April 5, 2024
Payroll employment jumped by 303 thousand in March after having risen 270 thousand in February and 256 thousand in January. In the past three months the average increase has been 276 thousand. The March increase was larger than the 200 thousand increase that had been expected, and there were slight upward revisions to the employment gains in January and February. The bottom line is that the employment gains remain sizeable. It appears that some undocumented workers crossing the southern border with Mexico are the source of the continuing sizeable gains in employment.
In addition to hiring workers employers can also alter the length of the workweek for their existing workers. The nonfarm workweek rose 0.1 hour in March to 34.4 hours after having risen 0.1 hour in February. After having dipped sharply in January the workweek has come roaring back to the same general level that existed throughout last year. Our sense is that the January drop was adversely impacted by the bad weather that existed in that month.
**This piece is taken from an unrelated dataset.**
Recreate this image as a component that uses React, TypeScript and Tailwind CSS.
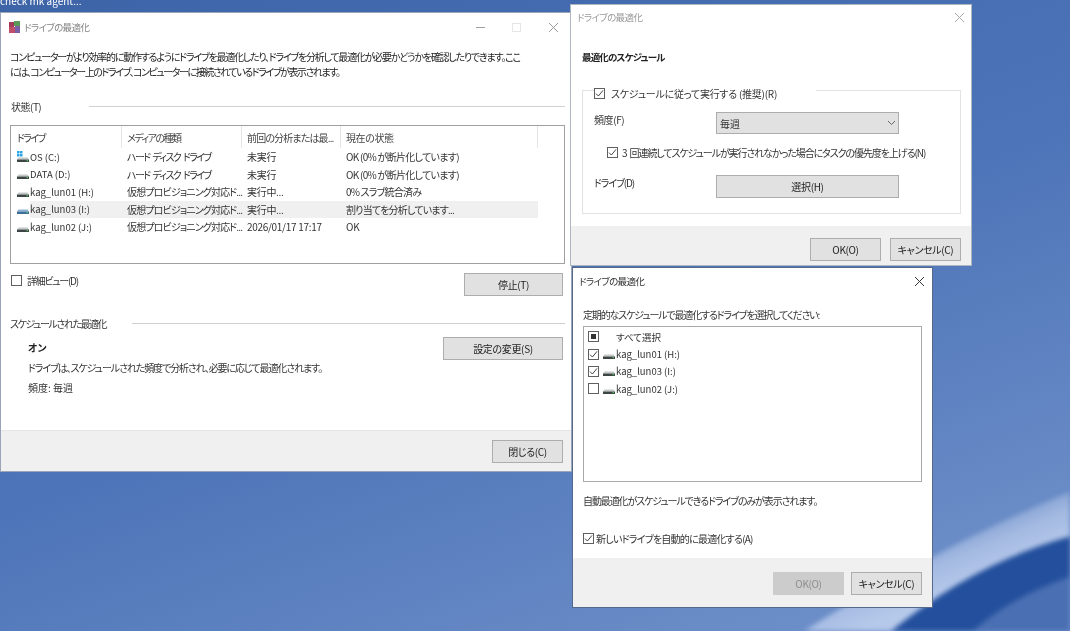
import React from "react";

const Drive = ({ blue = false, flag = false }: { blue?: boolean; flag?: boolean }) => (
  <svg width="14" height="12" viewBox="0 0 14 12" className="shrink-0">
    {flag && (
      <g fill="#2aa5e8">
        <rect x="1" y="0" width="2.5" height="2.5" />
        <rect x="4" y="0" width="2.5" height="2.5" />
        <rect x="1" y="3" width="2.5" height="2.5" />
        <rect x="4" y="3" width="2.5" height="2.5" />
      </g>
    )}
    <path d="M2.5 6.5H11.5L13 8.5H1Z" fill={blue ? "#8db4d8" : "#c4c8c8"} />
    <rect x="1" y="8.5" width="12" height="2.5" fill={blue ? "#3f6f98" : "#3d4444"} />
    <rect x="10.5" y="9.2" width="1.5" height="1" fill="#5cd05c" />
  </svg>
);

const Check = ({ on = false, mixed = false }: { on?: boolean; mixed?: boolean }) => (
  <span className="flex h-[11px] w-[11px] shrink-0 items-center justify-center border border-[#5f5f5f] bg-white">
    {on && (
      <svg width="9" height="9" viewBox="0 0 9 9">
        <path d="M1 4.6L3.4 7L8 1.4" fill="none" stroke="#444" strokeWidth="1" />
      </svg>
    )}
    {mixed && <span className="h-[5px] w-[5px] bg-[#333]" />}
  </span>
);

const Btn = ({ w, children, disabled = false }: { w: string; children: React.ReactNode; disabled?: boolean }) => (
  <div
    className={`flex h-[23px] items-center justify-center whitespace-nowrap border text-[10px] tracking-[-0.35px] ${w} ${
      disabled ? "border-[#cccccc] bg-[#cccccc] text-[#8c8c8c]" : "border-[#adadad] bg-[#e1e1e1] text-[#222]"
    }`}
  >
    {children}
  </div>
);

const Close = ({ color }: { color: string }) => (
  <svg width="11" height="11" viewBox="0 0 11 11">
    <path d="M1 1L10 10M10 1L1 10" stroke={color} strokeWidth="1" fill="none" />
  </svg>
);

const hdd = "ハード ディスク ドライブ";
const thin = "仮想プロビジョニング対応ド...";
const rows = [
  { n: "OS (C:)", m: hdd, mc: "tracking-[-1.6px] [word-spacing:2px]", d: "未実行", s: "OK (0% が断片化しています)", sc: "tracking-[-0.7px]", flag: true },
  { n: "DATA (D:)", m: hdd, mc: "tracking-[-1.6px] [word-spacing:2px]", d: "未実行", s: "OK (0% が断片化しています)", sc: "tracking-[-0.7px]" },
  { n: "kag_lun01 (H:)", m: thin, mc: "tracking-[-0.85px]", d: "実行中...", s: "0% スラブ統合済み", sc: "tracking-[-0.8px]" },
  { n: "kag_lun03 (I:)", m: thin, mc: "tracking-[-0.85px]", d: "実行中...", s: "割り当てを分析しています...", sc: "tracking-[-0.8px]", sel: true },
  { n: "kag_lun02 (J:)", m: thin, mc: "tracking-[-0.85px]", d: "2026/01/17 17:17", s: "OK", sc: "tracking-[-0.2px]" },
];

const MainWindow = () => (
  <div className="absolute left-0 top-[12px] z-10 flex h-[460px] w-[572px] flex-col border border-[#9aa5b8] bg-white">
    <div className="flex h-[27px] shrink-0 items-center pl-[7px] pr-[12px] pt-[1px]">
      <svg width="13" height="13" viewBox="0 0 13 13" className="shrink-0">
        <rect x="1" y="1" width="5" height="5" fill="#a33a5a" />
        <rect x="6" y="0" width="6" height="5" fill="#5a9a58" />
        <rect x="1" y="6" width="6" height="6" fill="#c0506a" />
        <rect x="7" y="5" width="5" height="7" fill="#7a5fa8" />
      </svg>
      <span className="ml-[3px] text-[9.5px] tracking-[-0.6px] text-[#858585]">ドライブの最適化</span>
      <div className="ml-auto flex items-center">
        <div className="h-px w-[9px] bg-[#a0a0a0]" />
        <div className="ml-[27px] h-[9px] w-[9px] border border-[#e6e6e6]" />
        <div className="ml-[27px] flex"><Close color="#9a9a9a" /></div>
      </div>
    </div>
    <div className="mt-[9px] whitespace-nowrap pl-[9px] text-[10px] leading-[15px] text-[#222]">
      <div className="tracking-[-1.23px]">コンピューターがより効率的に動作するようにドライブを最適化したり、ドライブを分析して最適化が必要かどうかを確認したりできます。ここ</div>
      <div className="tracking-[-1.45px]">には、コンピューター上のドライブ、コンピューターに接続されているドライブが表示されます。</div>
    </div>
    <div className="mt-[20px] flex h-[15px] items-center pl-[10px] pr-[6px] text-[10px] tracking-[-0.5px] text-[#333]">
      <span className="w-[78px]">状態(T)</span>
      <div className="h-px flex-1 bg-[#d0d0d0]" />
    </div>
    <div className="ml-[9px] mt-[11px] flex h-[139px] w-[555px] flex-col border border-[#a0a0a0] pr-[26px] text-[10px] text-[#333]">
      <div className="flex h-[22px] shrink-0 items-center whitespace-nowrap text-[#444]">
        <div className="flex h-full w-[111px] items-center border-r border-[#e5e5e5] pl-[6px] tracking-[-1.6px]">ドライブ</div>
        <div className="flex h-full w-[120px] items-center border-r border-[#e5e5e5] pl-[5px] tracking-[-1.5px]">メディアの種類</div>
        <div className="flex h-full w-[99px] items-center border-r border-[#e5e5e5] pl-[5px] tracking-[-0.85px]">前回の分析または最...</div>
        <div className="flex h-full flex-1 items-center border-r border-[#e5e5e5] pl-[5px] tracking-[-0.4px]">現在の状態</div>
      </div>
      <div>
        {rows.map((r) => (
          <div key={r.n} className="flex h-[17.5px] items-center whitespace-nowrap">
            <div className="w-[19px] shrink-0 pl-[5px]">
              <Drive flag={r.flag} blue={r.sel} />
            </div>
            <div className={`flex h-full flex-1 items-center ${r.sel ? "bg-[#f0f0f0]" : ""}`}>
              <div className="w-[92px] text-[9.5px]">{r.n}</div>
              <div className={`w-[120px] pl-[5px] ${r.mc}`}>{r.m}</div>
              <div className="w-[99px] pl-[5px] tracking-[-0.3px]">{r.d}</div>
              <div className={`pl-[5px] ${r.sc}`}>{r.s}</div>
            </div>
          </div>
        ))}
      </div>
    </div>
    <div className="ml-[10px] mr-[8px] mt-[9px] flex items-start justify-between">
      <div className="flex items-center gap-[5px] text-[10px] text-[#333]">
        <Check />
        <span className="tracking-[-1.3px]">詳細ビュー(D)</span>
      </div>
      <Btn w="w-[99px]">停止(T)</Btn>
    </div>
    <div className="mt-[20px] flex h-[15px] items-center pl-[9px] pr-[6px] text-[10px] text-[#333]">
      <span className="w-[122px] tracking-[-1.45px]">スケジュールされた最適化</span>
      <div className="h-px flex-1 bg-[#d0d0d0]" />
    </div>
    <div className="ml-[27px] mr-[8px] mt-[6px] flex justify-between">
      <div className="mt-[1px] whitespace-nowrap text-[10px] text-[#333]">
        <div className="h-[20px] font-bold leading-[20px] text-[#222]">オン</div>
        <div className="h-[20px] leading-[20px] tracking-[-1.1px]">ドライブは、スケジュールされた頻度で分析され、必要に応じて最適化されます。</div>
        <div className="h-[20px] leading-[20px]">頻度: 毎週</div>
      </div>
      <Btn w="w-[120px]">設定の変更(S)</Btn>
    </div>
    <div className="mt-auto flex h-[41px] items-center justify-end border-t border-[#e6e6e6] bg-[#f0f0f0] pr-[8px]">
      <Btn w="w-[71px]">閉じる(C)</Btn>
    </div>
  </div>
);

const ScheduleWindow = () => (
  <div className="absolute left-[570px] top-[4px] z-20 flex h-[262px] w-[402px] flex-col border border-[#aeb6c2] bg-white">
    <div className="flex h-[25px] shrink-0 items-center pl-[6px] pr-[6px] text-[9.5px] tracking-[-0.6px] text-[#9a9a9a]">
      <span>ドライブの最適化</span>
      <span className="ml-auto flex"><Close color="#a8a8a8" /></span>
    </div>
    <div className="ml-[11px] mt-[20px] h-[15px] text-[9.5px] font-bold leading-[15px] tracking-[-0.85px] text-[#222]">最適化のスケジュール</div>
    <fieldset className="ml-[11px] mt-[18px] h-[131px] w-[379px] border border-[#e2e2e2] px-[11px] text-[10px] text-[#333]">
      <legend className="relative top-[3px] flex h-[14px] w-[222px] items-center gap-[6px] bg-white">
        <Check on />
        <span className="whitespace-nowrap tracking-[-0.25px]">スケジュールに従って実行する (推奨)(R)</span>
      </legend>
      <div className="mt-[15px] flex h-[22px] items-center">
        <span className="-mt-[8px] w-[122px] tracking-[-0.4px]">頻度(F)</span>
        <div className="flex h-[22px] w-[183px] items-center justify-between border border-[#adadad] bg-[#e1e1e1] pl-[3px] pr-[2px] text-[#333]">
          <span>毎週</span>
          <svg width="9" height="6" viewBox="0 0 9 6"><path d="M1 1L4.5 4.5L8 1" fill="none" stroke="#666" /></svg>
        </div>
      </div>
      <div className="ml-[13px] mt-[12px] flex h-[12px] items-center gap-[4px]">
        <Check on />
        <span className="whitespace-nowrap tracking-[-1.1px] [word-spacing:2px]">3 回連続してスケジュールが実行されなかった場合にタスクの優先度を上げる(N)</span>
      </div>
      <div className="mt-[17px] flex h-[23px] items-center">
        <span className="-mt-[9px] w-[122px] tracking-[-1.1px]">ドライブ(D)</span>
        <Btn w="w-[183px]">選択(H)</Btn>
      </div>
    </fieldset>
    <div className="mt-auto flex h-[39px] items-start justify-end gap-[9px] bg-[#f0f0f0] pr-[10px] pt-[12px]">
      <Btn w="w-[71px]">OK(O)</Btn>
      <Btn w="w-[71px]">キャンセル(C)</Btn>
    </div>
  </div>
);

const picks = [
  { t: "すべて選択", mixed: true, icon: false },
  { t: "kag_lun01 (H:)", on: true, icon: true },
  { t: "kag_lun03 (I:)", on: true, icon: true },
  { t: "kag_lun02 (J:)", icon: true },
];

const PickWindow = () => (
  <div className="absolute left-[572px] top-[267px] z-30 flex h-[341px] w-[361px] flex-col border border-[#56698a] bg-white">
    <div className="flex h-[27px] shrink-0 items-center pl-[6px] pr-[7px] text-[9.5px] tracking-[-0.6px] text-[#333]">
      <span>ドライブの最適化</span>
      <span className="ml-auto flex"><Close color="#333" /></span>
    </div>
    <div className="ml-[10px] mt-[12px] h-[15px] whitespace-nowrap text-[10px] leading-[15px] tracking-[-1.15px] text-[#333]">定期的なスケジュールで最適化するドライブを選択してください:</div>
    <div className="ml-[10px] mt-[4px] h-[156px] w-[339px] border border-[#a9a9a9] pl-[4px] pt-[1px] text-[9.5px] text-[#333]">
      {picks.map((p) => (
        <div key={p.t} className="flex h-[17.4px] items-center">
          <Check on={p.on} mixed={p.mixed} />
          <span className="ml-[3px] flex w-[14px] justify-center">{p.icon && <Drive />}</span>
          <span>{p.t}</span>
        </div>
      ))}
    </div>
    <div className="ml-[10px] mt-[11px] h-[15px] whitespace-nowrap text-[10px] leading-[15px] tracking-[-1.1px] text-[#333]">自動最適化がスケジュールできるドライブのみが表示されます。</div>
    <div className="ml-[10px] mt-[23px] flex h-[14px] items-center gap-[2px] text-[10px] text-[#333]">
      <Check on />
      <span className="whitespace-nowrap tracking-[-0.75px]">新しいドライブを自動的に最適化する(A)</span>
    </div>
    <div className="mt-auto flex h-[49px] items-start justify-end gap-[7px] bg-[#f0f0f0] pr-[10px] pt-[14px]">
      <Btn w="w-[71px]" disabled>OK(O)</Btn>
      <Btn w="w-[71px]">キャンセル(C)</Btn>
    </div>
  </div>
);

export default function App() {
  return (
    <div className="relative h-[631px] w-[1070px] overflow-hidden bg-[linear-gradient(160deg,#3e64a8_0%,#4d74b8_50%,#6c8ec8_90%)] text-[10px] [font-family:'Noto_Sans_CJK_JP','Noto_Sans',sans-serif] [font-feature-settings:'palt'] blur-[0.35px]">
      <svg className="absolute inset-0 blur-[2.5px]" width="1070" height="631" viewBox="0 0 1070 631">
        <defs>
          <linearGradient id="band" gradientUnits="userSpaceOnUse" x1="930" y1="530" x2="955" y2="590">
            <stop offset="0" stopColor="#aec2e6" stopOpacity="0.1" />
            <stop offset="0.55" stopColor="#aec2e6" stopOpacity="0.85" />
            <stop offset="1" stopColor="#b6c9ea" />
          </linearGradient>
        </defs>
        <path d="M1075 575C1030 590 990 612 965 640H1075Z" fill="#4a6fb2" />
        <path d="M1075 535C1000 555 940 590 880 640H965C990 612 1030 590 1075 575Z" fill="#234f9c" />
        <path d="M1075 490C1000 520 900 570 790 640H880C940 590 1000 555 1075 535Z" fill="url(#band)" />
      </svg>
      <div className="absolute left-0 top-[-5px] text-[10px] leading-[12px] text-white">check mk agent...</div>
      <MainWindow />
      <ScheduleWindow />
      <PickWindow />
    </div>
  );
}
Job openings have fallen from a record high level of 11.7 million in early 2021 to 8.8 million, but firms continue to be unable to fill open positions. In fact, there are currently 1.4 job openings for every unemployed worker. The demand for labor continues to outpace supply.
The change in employment and hours worked are reflected in the aggregate hours index which rose 0.5% in March to 116.5 after having risen 0.4% in February after having declined 0.4% in January. This index increase by 1.0% in the first quarter which appears to be relatively consistent with our projected 2.5% GDP growth rate for that quarter if productivity climbs 1.5%.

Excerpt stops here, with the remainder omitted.